Maybe the next time the Union County Board of Commissioners decides to convene a public meeting, it might want to send along requests for RSVPs.
By law, should the commissioners decide to hold a public hearing or meeting they are required to issue notice at least 30 days in advance. So at least 30 days ago, the commissioners invited the public to a meeting in their commission chambers at 233 W. 6th St. Tuesday at 7 p.m. to discuss Senate Bill 52 and the impact it will have on proposed solar or wind farms in Union County.
But no one was more surprised than the commissioners themselves when about 150 people showed up for the meeting in the commissioners’ offices. At 7:05 p.m. the chambers themselves were packed tip-to-toe with residents and the corridors of the county offices were quickly filling up as people continued to file in two or three at a time.
It quickly became clear that because of the scores of people who showed up for the meeting they could not possibly fit in the chambers, so the whole outfit was politely invited and moved an orderly fashion to Veterans Memorial Auditorium down the hall which could easily handle the overflow crowd.
Union County Assistant Prosecutor Thayne Gray in his opening comments explained, in some detail, the major points of SB 52, which now gives counties and townships more input prior to the approvals of solar/wind farms and a means of recourse against those companies who wish to construct solar/wind farms in the various counties around the state. Until the passing of SB 52, when and where such farms could be built was the singular decision of the Ohio Power Siting Board (OPSB), giving the counties and townships involved little say in the process.

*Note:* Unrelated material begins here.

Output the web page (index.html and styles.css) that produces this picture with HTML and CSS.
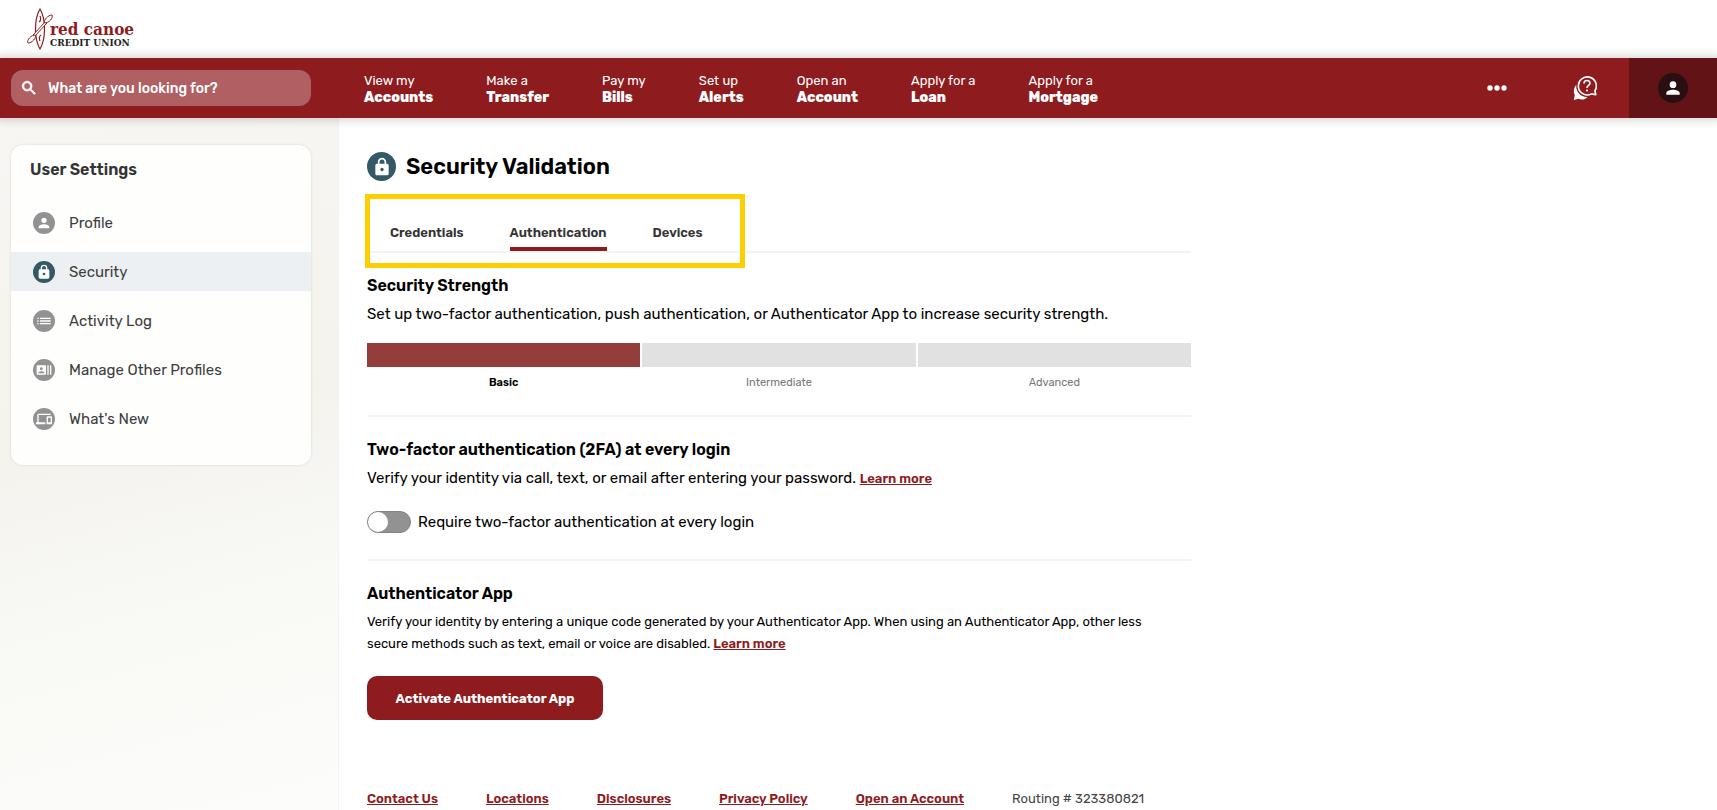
FILE: index.html
```html
<!DOCTYPE html>
<html lang="en">
<head>
  <meta charset="UTF-8" />
  <title>Security Validation | Red Canoe Credit Union</title>
  <meta name="viewport" content="width=device-width, initial-scale=1.0" />
  <link rel="stylesheet" href="styles.css">
</head>
<body>
  <!-- Shared icons -->
  <svg class="sprite" aria-hidden="true">
    <symbol id="icon-person" viewBox="0 0 24 24">
      <path d="M12 12a4 4 0 1 0 0-8 4 4 0 0 0 0 8zm0 2c-2.700 0-8 1.300-8 4v2h16v-2c0-2.700-5.300-4-8-4z" />
    </symbol>
    <symbol id="icon-lock" viewBox="0 0 24 24">
      <path fill-rule="evenodd" d="M18 8h-1V6A5 5 0 0 0 7 6v2H6a2 2 0 0 0-2 2v10c0 1.100.9 2 2 2h12a2 2 0 0 0 2-2V10a2 2 0 0 0-2-2zm-6 9a2 2 0 1 1 0-4 2 2 0 0 1 0 4zM9 8V6a3 3 0 0 1 6 0v2H9z" />
    </symbol>
    <symbol id="icon-list" viewBox="0 0 24 24">
      <path d="M2 7h2v2H2zm4 0h16v2H6zM2 11h2v2H2zm4 0h16v2H6zM2 15h2v2H2zm4 0h16v2H6z" />
    </symbol>
    <symbol id="icon-profiles" viewBox="0 0 24 24">
      <path fill-rule="evenodd" d="M21 5v14h2V5h-2zm-4 14h2V5h-2v14zM14 5H2a1 1 0 0 0-1 1v12a1 1 0 0 0 1 1h12a1 1 0 0 0 1-1V6a1 1 0 0 0-1-1zM8 7.800a2.200 2.200 0 1 1 0 4.400 2.200 2.200 0 0 1 0-4.400zM12.500 17h-9v-.8c0-1.500 3-2.300 4.500-2.300s4.500.8 4.500 2.300z" />
    </symbol>
    <symbol id="icon-devices" viewBox="0 0 24 24">
      <path fill-rule="evenodd" d="M4 6h18V4H4a2 2 0 0 0-2 2v11H0v3h14v-3H4V6zm19 2h-6a1 1 0 0 0-1 1v10a1 1 0 0 0 1 1h6a1 1 0 0 0 1-1V9a1 1 0 0 0-1-1zm-1 9h-4v-7h4v7z" />
    </symbol>
  </svg>

  <header>
    <div class="brand">
      <a class="logo" href="#" aria-label="Red Canoe Credit Union">
        <svg class="logo-mark" viewBox="0 0 28 42" aria-hidden="true">
          <g fill="none" stroke="#8e1c1e" stroke-width="1.200">
            <path d="M14 1C8 11 8 31 14 41C20 31 20 11 14 1z" />
            <path d="M13 14c2-1 2-4 1-6M15 27c-2 1-2 4-1 6" />
          </g>
          <g fill="#fff" stroke="#8e1c1e" stroke-width="1">
            <path d="M7 27L19.500 13.500L21 15L8.500 28.500z" />
            <path d="M18.500 15c-1-3 3.500-8 7.500-8c1.500 3-3 8-7.500 8z" />
            <path d="M9.500 27c1 3-3.500 8-7.500 8c-1.500-3 3-8 7.500-8z" />
          </g>
        </svg>
        <span class="logo-text">
          <span class="logo-name">red canoe</span>
          <span class="logo-sub">CREDIT UNION</span>
        </span>
      </a>
    </div>

    <div class="navbar">
      <form class="search">
        <svg class="search-icon" viewBox="0 0 24 24" aria-hidden="true">
          <path d="M15.500 14h-.8l-.3-.3A6.500 6.500 0 1 0 13.700 14.400l.3.3v.8l5 5 1.500-1.500-5-5zm-6 0a4.500 4.500 0 1 1 0-9 4.500 4.500 0 0 1 0 9z" />
        </svg>
        <input type="search" aria-label="Search" placeholder="What are you looking for?">
      </form>

      <nav class="main-nav">
        <a href="#">View my <strong>Accounts</strong></a>
        <a href="#">Make a <strong>Transfer</strong></a>
        <a href="#">Pay my <strong>Bills</strong></a>
        <a href="#">Set up <strong>Alerts</strong></a>
        <a href="#">Open an <strong>Account</strong></a>
        <a href="#">Apply for a <strong>Loan</strong></a>
        <a href="#">Apply for a <strong>Mortgage</strong></a>
      </nav>

      <div class="actions">
        <button class="action" type="button" aria-label="More">
          <svg class="dots" viewBox="0 0 20 6"><circle cx="3" cy="3" r="2.700" /><circle cx="10" cy="3" r="2.700" /><circle cx="17" cy="3" r="2.700" /></svg>
        </button>
        <button class="action" type="button" aria-label="Help">
          <svg class="chat" viewBox="0 0 24 24">
            <path d="M3.300 9C.8 11.500 0 16 1.800 19L.8 24L5.500 22.800C8.500 24.300 12.500 23.500 14.500 21C8 21.500 2.500 16 3.300 9z" />
            <path d="M22.800 18.700L21.900 14.800A9 9 0 1 0 18.500 17.900z" fill="none" stroke="#fff" stroke-width="1.600" stroke-linejoin="round" />
            <path d="M11 7.500c0-4 6-4 6-.5c0 2.400-3 2.300-3 5" fill="none" stroke="#fff" stroke-width="1.600" />
            <circle cx="14" cy="14.500" r="1.100" />
          </svg>
        </button>
        <button class="action account" type="button" aria-label="Account">
          <span class="avatar"><svg><use href="#icon-person" /></svg></span>
        </button>
      </div>
    </div>
  </header>

  <div class="layout">
    <aside class="sidebar">
      <div class="settings">
        <h2>User Settings</h2>
        <nav class="settings-nav">
          <a href="#"><span class="badge"><svg><use href="#icon-person" /></svg></span>Profile</a>
          <a href="#" class="active"><span class="badge"><svg><use href="#icon-lock" /></svg></span>Security</a>
          <a href="#"><span class="badge"><svg><use href="#icon-list" /></svg></span>Activity Log</a>
          <a href="#"><span class="badge"><svg><use href="#icon-profiles" /></svg></span>Manage Other Profiles</a>
          <a href="#"><span class="badge"><svg><use href="#icon-devices" /></svg></span>What's New</a>
        </nav>
      </div>
    </aside>

    <main>
      <div class="content">
        <h1><span class="badge badge-large"><svg><use href="#icon-lock" /></svg></span>Security Validation</h1>

        <div class="tab-bar">
          <div class="tabs" role="tablist">
            <button type="button" role="tab" aria-selected="false">Credentials</button>
            <button type="button" role="tab" aria-selected="true">Authentication</button>
            <button type="button" role="tab" aria-selected="false">Devices</button>
          </div>
          <div class="highlight"></div>
        </div>

        <section class="strength-section">
          <h3>Security Strength</h3>
          <p>Set up two-factor authentication, push authentication, or Authenticator App to increase security strength.</p>
          <ol class="strength">
            <li class="current">Basic</li>
            <li>Intermediate</li>
            <li>Advanced</li>
          </ol>
        </section>

        <section class="twofactor-section">
          <h3>Two-factor authentication (2FA) at every login</h3>
          <p>Verify your identity via call, text, or email after entering your password. <a href="#">Learn more</a></p>
          <label class="toggle">
            <input type="checkbox" role="switch">
            Require two-factor authentication at every login
          </label>
        </section>

        <section class="app-section">
          <h3>Authenticator App</h3>
          <p class="small">Verify your identity by entering a unique code generated by your Authenticator App. When using an Authenticator App, other less secure methods such as text, email or voice are disabled. <a href="#">Learn more</a></p>
          <button class="primary" type="button">Activate Authenticator App</button>
        </section>

        <footer>
          <a href="#">Contact Us</a>
          <a href="#">Locations</a>
          <a href="#">Disclosures</a>
          <a href="#">Privacy Policy</a>
          <a href="#">Open an Account</a>
          <span>Routing # 323380821</span>
        </footer>
      </div>
    </main>
  </div>
</body>
</html>
```
FILE: styles.css
```css
* {
  box-sizing: border-box;
}

body {
  margin: 0;
  min-height: 100vh;
  display: flex;
  flex-direction: column;
  font-family: Rubik, Roboto, sans-serif;
  font-size: 15px;
  color: #000;
  background: #fff;
}

h1, h2, h3, p {
  margin: 0;
}

button,
input {
  font-family: inherit;
}

button {
  border: 0;
  padding: 0;
  background: none;
  cursor: pointer;
}

a {
  color: #8e1c1e;
}

.sprite {
  display: none;
}

/* Header */
header {
  position: relative;
  z-index: 1;
}

.brand {
  height: 58px;
  padding: 8px 26px;
}

.logo {
  display: inline-flex;
  text-decoration: none;
}

.logo-mark {
  width: 28px;
  height: 42px;
}

.logo-text {
  display: flex;
  flex-direction: column;
  margin-left: -4px;
  padding-top: 12px;
}

.logo-name {
  font: bold 17px/18px "DejaVu Serif Condensed", "DejaVu Serif", serif;
}

.logo-sub {
  font: bold 9px/10px "DejaVu Serif", serif;
  color: #222;
}

.navbar {
  display: flex;
  align-items: center;
  height: 60px;
  padding-left: 11px;
  background: #8e1c1e;
  box-shadow: 0 0 8px 3px rgba(0, 0, 0, 0.15);
}

.search {
  display: flex;
  align-items: center;
  width: 300px;
  height: 36px;
  padding: 0 9px;
  gap: 10px;
  border-radius: 12px;
  background: #b06062;
}

.search-icon {
  width: 18px;
  height: 18px;
  flex: none;
  fill: #fff;
  stroke: #fff;
}

.search input {
  flex: 1;
  min-width: 0;
  border: 0;
  padding: 0;
  background: none;
  color: #fff;
  font-size: 14px;
  font-weight: 500;
}

.search input::placeholder {
  color: #fff;
  opacity: 1;
}

.main-nav {
  display: flex;
  gap: 53px;
  margin-left: 53px;
  padding-top: 2px;
}

.main-nav a {
  color: #fff;
  font-size: 13px;
  line-height: 17px;
  text-decoration: none;
}

.main-nav strong {
  display: block;
  font-size: 14px;
  font-weight: 800;
}

.actions {
  display: flex;
  align-self: stretch;
  margin-left: auto;
}

.action {
  display: flex;
  align-items: center;
  justify-content: center;
  width: 88px;
  fill: #fff;
}

.dots {
  width: 20px;
  height: 6px;
}

.chat {
  width: 24px;
  height: 24px;
}

.account {
  background: #621315;
}

.avatar {
  display: flex;
  align-items: center;
  justify-content: center;
  width: 30px;
  height: 30px;
  border-radius: 50%;
  background: #2b0e10;
}

.avatar svg {
  width: 20px;
  height: 20px;
}

/* Page body */
.layout {
  display: flex;
  flex: 1;
}

.sidebar {
  flex: none;
  width: 339px;
  padding: 27px 27px 0 11px;
  border-right: 1px solid #f2f2ef;
  background: linear-gradient(165deg, #f7f6f2 0%, #f4f3ee 45%, #f9f9f6 70%, #fcfcfa 100%);
}

.settings {
  padding: 16px 0 27px;
  border-radius: 12px;
  background: #fefefd;
  box-shadow: 0 0 3px rgba(0, 0, 0, 0.12);
}

.settings h2 {
  padding: 0 19px;
  font-size: 16px;
  line-height: 18px;
  font-weight: 600;
  color: #333;
}

.settings-nav {
  display: flex;
  flex-direction: column;
  gap: 10px;
  padding-top: 24px;
}

.settings-nav a {
  display: flex;
  align-items: center;
  gap: 14px;
  height: 39px;
  padding-left: 22px;
  color: #3d3d3d;
  text-decoration: none;
}

.settings-nav .active {
  background: #ecf0f2;
}

.badge {
  display: flex;
  align-items: center;
  justify-content: center;
  flex: none;
  width: 22px;
  height: 22px;
  border-radius: 50%;
  background: #929292;
  fill: #fff;
}

.badge svg {
  width: 16px;
  height: 16px;
}

.active .badge,
.badge-large {
  background: #335966;
}

.badge-large {
  width: 29px;
  height: 29px;
}

.badge-large svg {
  width: 20px;
  height: 20px;
}

main {
  flex: 1;
  padding: 34px 28px 0;
}

.content {
  max-width: 824px;
}

h1 {
  display: flex;
  align-items: center;
  gap: 10px;
  font-size: 22px;
  line-height: 29px;
  font-weight: 600;
}

/* Tabs */
.tab-bar {
  position: relative;
  margin-top: 35px;
  border-bottom: 2px solid #f3f3f3;
}

.tabs {
  display: flex;
  gap: 46px;
  padding-left: 23px;
}

.tabs button {
  height: 35px;
  border-bottom: 4px solid transparent;
  padding-top: 2px;
  color: #333;
  font-size: 13px;
  font-weight: 600;
}

.tabs [aria-selected="true"] {
  border-color: #8e1c1e;
}

.highlight {
  position: absolute;
  top: -22px;
  left: -2px;
  width: 380px;
  height: 74px;
  border: 5px solid #ffce00;
  pointer-events: none;
}

/* Sections */
section {
  border-bottom: 2px solid #f3f3f3;
  padding-top: 23px;
}

h3 {
  font-size: 16px;
  line-height: 20px;
  font-weight: 600;
}

section p {
  margin-top: 7px;
  line-height: 22px;
}

section p a {
  font-size: 13px;
  font-weight: 600;
}

.strength-section {
  padding-bottom: 24px;
}

.strength {
  display: grid;
  grid-template-columns: repeat(3, 1fr);
  gap: 2px;
  margin: 18px 0 0;
  padding: 0;
  list-style: none;
  text-align: center;
  font-size: 11px;
  line-height: 16px;
  color: #777;
}

.strength li::before {
  content: "";
  display: block;
  height: 24px;
  margin-bottom: 8px;
  background: #e1e1e1;
}

.strength .current {
  color: #000;
  font-weight: 600;
}

.strength .current::before {
  background: #943d3d;
}

.twofactor-section {
  padding-bottom: 26px;
}

.toggle {
  display: flex;
  align-items: center;
  gap: 7px;
  margin-top: 21px;
  line-height: 22px;
}

.toggle input {
  appearance: none;
  width: 44px;
  height: 22px;
  margin: 0;
  border: 1px solid #858585;
  border-radius: 11px;
  background: #929292;
}

.toggle input::before {
  content: "";
  display: block;
  width: 20px;
  height: 20px;
  border-radius: 50%;
  background: #fff;
}

.toggle input:checked::before {
  margin-left: auto;
}

.app-section {
  border-bottom: 0;
}

section .small {
  padding-right: 24px;
  font-size: 13px;
}

.primary {
  width: 236px;
  height: 44px;
  margin-top: 21px;
  border-radius: 10px;
  background: #8e1c1e;
  color: #fff;
  font-size: 13px;
  font-weight: 700;
}

/* Footer */
footer {
  display: flex;
  gap: 48px;
  padding-top: 69px;
  font-size: 13px;
  line-height: 20px;
}

footer a {
  font-weight: 600;
}

footer span {
  color: #444;
}
```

But since the passing of SB 52, county commissioners will be allowed to establish restricted areas barring such farms inside their counties subject to referendum. Two voting members will be added to the Ohio Power Citing Board (there were seven voting members prior to SB 52) and solar and wind farm developers to submit decommissioning plans when they make their applications to the OPSB.
After Mr. Gray’s opening remarks, all three commissioners were sitting on the stage, and all made short remarks before Commissioner Steve Robinson stepped off the stage with the mic and an amp and invited those any of those in attendance to address the meeting, asking them to restrict their remarks from three to five minutes, which was honored by most of the speakers. Of the dozen of those who spoke, it ran about 50/50 between those who opposed the establishment of restricted areas, and those who wish to see the restrictions put in place.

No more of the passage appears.